Re-conceptualizing the viability of small rural schools viv-a-vis a provincial political-economic crisis: a critical exploration of Newfoundland's education reform movement

Arruda, Arthur Paulo Pascoal (1997) Re-conceptualizing the viability of small rural schools viv-a-vis a provincial political-economic crisis: a critical exploration of Newfoundland's education reform movement. Masters thesis, Memorial University of Newfoundland.

[img] [English] PDF - Accepted Version
Available under License - The author retains copyright ownership and moral rights in this thesis. Neither the thesis nor substantial extracts from it may be printed or otherwise reproduced without the author's permission.

Download (15MB)

Abstract

For over a decade, Newfoundland's education system has been subjected to continual pressure to enact substantive, structural, and procedural reforms. The foundation of education reform in the province is encapsulated in two seminal Royal Commission reports, which, although addressing different topics, are inseparably linked. The Royal Commission on Employment and Unemployment (1986) delineates the commencement of the current movement to reform and rationalize the education system and direct it toward instrumental economic goals. The Royal Commission of Inquiry into the Delivery of Programs and Services in Primary, Elementary, Secondary Education (1992) presented a blueprint for education reform, incorporating many of the recommendations found in the Report of the previous Royal Commission. Subsequent policy statements from the Government of Newfoundland have refined the direction of reform toward a non- denominational school system that will emphasize fiscal rationalization, cost efficiency and centralization of education services, and an instrumental link to economic development. -- The primary focus of this study was how these reforms have endangered the survival of small rural schools in the province. Small rural schools are being disparaged for their lack of an urban-based comprehensive school structure and for their purported low achievement levels and inefficiency. As the viability of these schools is called into doubt, they are being subjected to increasing levels of consolidation and closure. -- This study utilized a critical theoretical framework in analyzing the situational and concurrent events in the educational, economic, and political-ideological realms in which the education reform process is located.

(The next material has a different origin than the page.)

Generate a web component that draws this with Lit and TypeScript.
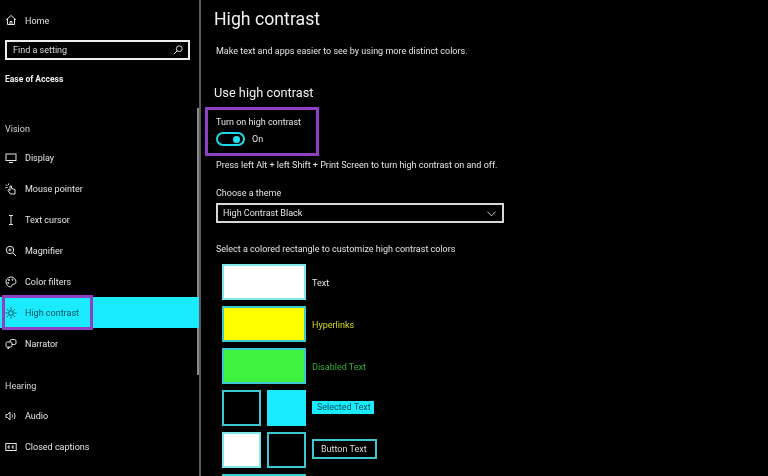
import { LitElement, html, css, svg } from "lit";
import { customElement } from "lit/decorators.js";

const ic = (p: unknown) => html`<svg class="ic" viewBox="0 0 12 12" fill="none" stroke="currentColor" stroke-width="1">${p}</svg>`;
const icons: Record<string, unknown> = {
  home: ic(svg`<path d="M1 6 6 1.500 11 6M2.500 5v5.500h7V5M5 10.500V7.500h2v3"/>`),
  display: ic(svg`<rect x="1" y="2" width="10" height="6.500"/><path d="M4 10.500h4"/>`),
  mouse: ic(svg`<path d="M5 3v4.500L3.500 6.500 3 7.500 5.500 11h4.500V6.500L6.500 5.500V3zM1 1.500l1.500 1.500M.5 4.500h2M3.500 .5v1.500"/>`),
  cursor: ic(svg`<path d="M4 1.500h4M4 10.500h4M6 1.500v9"/>`),
  magnifier: ic(svg`<circle cx="5" cy="5" r="3.700"/><path d="M7.700 7.700 11 11M3.500 5h3M5 3.500v3"/>`),
  filters: ic(svg`<path d="M6 1a5 5 0 0 0-5 5c0 2.500 2 5 4.500 5 1.500 0 1-1.500 1.500-2.200.6-.8 4-.3 4-2.800a5 5 0 0 0-5-5z"/><circle cx="4" cy="4" r=".6"/><circle cx="7.500" cy="3.700" r=".6"/><circle cx="3.200" cy="7" r=".6"/>`),
  contrast: ic(svg`<circle cx="6" cy="6" r="2.300"/><path d="M6 .5v2M6 9.500v2M.5 6h2M9.500 6h2M2 2l1.500 1.500M8.500 8.500 10 10M10 2 8.500 3.500M3.500 8.500 2 10"/>`),
  narrator: ic(svg`<rect x="1" y="4" width="6" height="5" rx="1.500"/><path d="M5 4V3a1.500 1.500 0 0 1 1.500-1.500h3A1.500 1.500 0 0 1 11 3v2a1.500 1.500 0 0 1-1.500 1.500H7M3 9v2l2-2"/>`),
  audio: ic(svg`<path d="M1 4.500v3h1.500L5 10V2L2.500 4.500zM7 4.500c.7 1 .7 2 0 3M9 3c1.300 2 1.300 4 0 6"/>`),
  captions: ic(svg`<rect x=".8" y="2.500" width="10.400" height="7"/><path d="M5 5H3.200v2H5M9 5H7.200v2H9"/>`),
};

const nav = [
  ["Display", "display"],
  ["Mouse pointer", "mouse"],
  ["Text cursor", "cursor"],
  ["Magnifier", "magnifier"],
  ["Color filters", "filters"],
  ["High contrast", "contrast"],
  ["Narrator", "narrator"],
];

@customElement("app-root")
export class AppRoot extends LitElement {
  static styles = css`
    :host { display: block; width: 768px; height: 476px; overflow: hidden; background: #000; color: #e4e4e4; font-family: Roboto, "Noto Sans", sans-serif; font-size: 9px; }
    * { box-sizing: border-box; }
    .page { display: flex; height: 476px; overflow: hidden; filter: blur(0.4px); }
    .side { width: 201px; flex: none; position: relative; padding-top: 5px; border-right: 2px solid #5a5a5a; }
    .thumb { position: absolute; right: 0; top: 108px; height: 267px; width: 2px; background: #8a8a8a; }
    .row { height: 31px; display: flex; align-items: center; gap: 8px; padding-left: 5px; }
    .row span { padding-top: 1px; }
    .ic { width: 12px; height: 12px; flex: none; }
    .home { height: 30px; }
    .search { margin: 5px 0 0 5px; width: 185px; height: 20px; border: 2px solid #eee; display: flex; align-items: center; justify-content: space-between; padding: 0 5px 0 6px; color: #ddd; }
    .search svg { width: 10px; height: 10px; }
    .brand { margin: 14px 0 0 5px; font-weight: 700; font-size: 8.500px; line-height: 11px; color: #eee; }
    .cat { padding-left: 5px; color: #d8d8d8; }
    .vision { margin-top: 38px; height: 12px; line-height: 12px; margin-bottom: 7px; }
    .hearing { margin-top: 21px; height: 12px; line-height: 12px; margin-bottom: 8px; }
    .row.on { background: #1aebff; color: #03505c; position: relative; }
    .hl { position: absolute; border: 3px solid #8e3fc4; pointer-events: none; }
    .hl.a { left: 2px; top: -2px; width: 91px; height: 35px; }
    .main { flex: 1; padding: 8px 0 0 13px; min-width: 0; }
    h1 { margin: 0; font-weight: 400; font-size: 17.700px; line-height: 22px; color: #f0f0f0; }
    .lead { margin: 15px 0 0 2px; line-height: 12px; }
    h2 { margin: 27px 0 0 0; font-weight: 400; font-size: 12.800px; line-height: 18px; color: #f0f0f0; }
    .toggle-box { position: relative; margin: 8px 0 0 2px; height: 41px; padding-top: 6px; }
    .hl.b { left: -11px; top: -3px; width: 114px; height: 49px; }
    .tg-label { line-height: 12px; }
    .tg { display: flex; align-items: center; gap: 7px; margin-top: 4px; }
    .switch { width: 29px; height: 14px; border: 2px solid #20d8e8; border-radius: 7px; display: flex; align-items: center; justify-content: flex-end; padding-right: 3px; }
    .switch i { width: 7px; height: 7px; border-radius: 50%; background: #20e4f5; }
    .press { margin: 8px 0 0 2px; line-height: 12px; }
    .choose { margin: 16px 0 0 2px; line-height: 12px; }
    .select { margin: 4px 0 0 2px; width: 288px; height: 20px; border: 2px solid #d8d8d8; display: flex; align-items: center; justify-content: space-between; padding: 0 5px 0 5px; }
    .select svg { width: 11px; height: 11px; }
    .sel-note { margin: 20px 0 0 2px; line-height: 12px; }
    .grid { margin: 9px 0 0 8px; display: flex; flex-direction: column; gap: 6px; }
    .sw-row { display: flex; align-items: center; gap: 6px; height: 36px; }
    .sw-row > span { padding-top: 2px; }
    .wide { width: 84px; height: 36px; border: 2px solid #3cc8cf; }
    .pair { display: flex; gap: 6px; }
    .sq { width: 39px; height: 36px; border: 2px solid #3cc8cf; }
    .sel { background: #1aebff; color: #03505c; padding: 0 5px; height: 13px; line-height: 13px; width: 62px; white-space: nowrap; margin-bottom: 2px; }
    .btn { border: 2px solid #3cc8cf; height: 20px; line-height: 16px; padding: 0 7px; width: 65px; white-space: nowrap; color: #ddd; margin-bottom: 2px; }
    .c-white { background: #fff; border-color: #7fe6ea; }
    .c-yellow { background: #ffff00; }
    .c-green { background: #3ff23f; }
    .c-cyan { background: #1aebff; border-color: #1aebff; }
    .t-yellow { color: #d8d820; }
    .t-green { color: #35b035; }
  `;

  render() {
    const item = ([label, icon]: string[]) => html`<div class="row ${label === "High contrast" ? "on" : ""}">${icons[icon]}<span>${label}</span>${label === "High contrast" ? html`<div class="hl a"></div>` : ""}</div>`;
    return html`<div class="page">
      <aside class="side">
        <div class="thumb"></div>
        <div class="row home">${icons.home}<span>Home</span></div>
        <div class="search"><span>Find a setting</span><svg viewBox="0 0 12 12" fill="none" stroke="currentColor" stroke-width="1.200"><circle cx="7.500" cy="4.500" r="3.500"/><path d="M5 7 1 11"/></svg></div>
        <div class="brand">Ease of Access</div>
        <div class="cat vision">Vision</div>
        ${nav.map(item)}
        <div class="cat hearing">Hearing</div>
        ${item(["Audio", "audio"])}
        ${item(["Closed captions", "captions"])}
      </aside>
      <main class="main">
        <h1>High contrast</h1>
        <p class="lead">Make text and apps easier to see by using more distinct colors.</p>
        <h2>Use high contrast</h2>
        <div class="toggle-box">
          <div class="hl b"></div>
          <div class="tg-label">Turn on high contrast</div>
          <div class="tg"><div class="switch"><i></i></div><span>On</span></div>
        </div>
        <div class="press">Press left Alt + left Shift + Print Screen to turn high contrast on and off.</div>
        <div class="choose">Choose a theme</div>
        <div class="select"><span>High Contrast Black</span><svg viewBox="0 0 12 12" fill="none" stroke="currentColor"><path d="M1.500 4 6 8.500 10.500 4"/></svg></div>
        <div class="sel-note">Select a colored rectangle to customize high contrast colors</div>
        <div class="grid">
          <div class="sw-row"><div class="wide c-white"></div><span>Text</span></div>
          <div class="sw-row"><div class="wide c-yellow"></div><span class="t-yellow">Hyperlinks</span></div>
          <div class="sw-row"><div class="wide c-green"></div><span class="t-green">Disabled Text</span></div>
          <div class="sw-row"><div class="pair"><div class="sq"></div><div class="sq c-cyan"></div></div><div class="sel">Selected Text</div></div>
          <div class="sw-row"><div class="pair"><div class="sq c-white"></div><div class="sq"></div></div><div class="btn">Button Text</div></div>
          <div class="sw-row"><div class="wide"></div></div>
        </div>
      </main>
    </div>`;
  }
}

As such, the strictly educational and pedagogical relevance of the reforms, the benefits of school consolidation, and the foundation upon which small rural schools are proposed as being non-viable, were shown to be spurious. Instead, the changing political economy was identified as the catalyst for education reform; and post-industrial economic development the referent toward which education is being restructured. Finally, the rational-pragmatic discourse employed in the policy statements, which proclaim the benefits of a rationalized school system, was identified as serving to conceal the hegemonic intentions of the provincial government in relation to both small schools and rural communities.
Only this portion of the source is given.